A Quick Look at the Adversarial Robustness Toolbox (ART)

The Adversarial Robustness Toolbox (ART) is a Python library for machine learning security. ART provides tools to explore attack types of evasion, poisoning, extraction, and inference. ART supports the TensorFlow, Keras, PyTorch, MXNet, scikit-learn, XGBoost, LightGBM, CatBoost, and GPy libraries.

I decided to install ART and run one of the documentation examples. Bottom line: I was quite impressed, but the library has a steep learning curve and is very large because it supports so many machine learning libraries.

Installing ART wasn’t too difficult. I followed the instructions at the project repository at github.com/Trusted-AI/adversarial-robustness-toolbox. I first tried the command:

pip install adversarial-robustness-toolbox

But installation failed when the dependency on the llvmlite package couldn’t be deleted-updated. I then tried:

pip install adversarial-robustness-toolbox ^
  --ignore-installed llvmlite

and the ART library seemed to install correctly (but with a few of the inevitable error messages).

I went to the Examples directory on the github site and copy-pasted the PyTorch Fast Gradient Sign Method (FGSM) attack example code. Somewhat amazingly, the example worked on my first attempt.

The top row has FGSM adversarial examples generated with epsilon = 0.15. The bottom row uses epsilon = 0.2. With larger epsilon, the trained model is fooled more often, but the adversarial images are a bit easier to detect by the human eye. The caption above each image shows the true digit value and what digit the trained model was tricked into believing the image was.

FGSM takes images and then slightly modifies pixel values in a way that’s designed to make the trained model make a wrong prediction. The epsilon value controls how much the pixels are changed. The larger epsilon is, the more the images are changed and the model will make more errors, but the more the images are changed the more likely the changes can be seen by the human eye.

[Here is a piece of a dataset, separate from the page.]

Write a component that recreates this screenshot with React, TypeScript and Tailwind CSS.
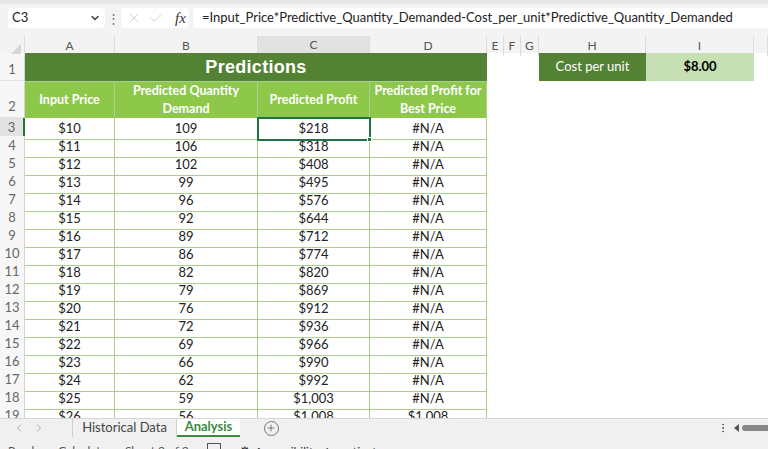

For the demo, the trained MNIST model scored 98.13% accuracy on the 10,000 test images. With an epsilon of 0.2, the adversarial images successfully fooled the trained model and the accuracy on those images was only 31.17% accuracy.

Fascinating stuff.

Three more or less random images from an Internet search for “gradient photography”. I like to look at photographic images but I am the worst photo-taker ever.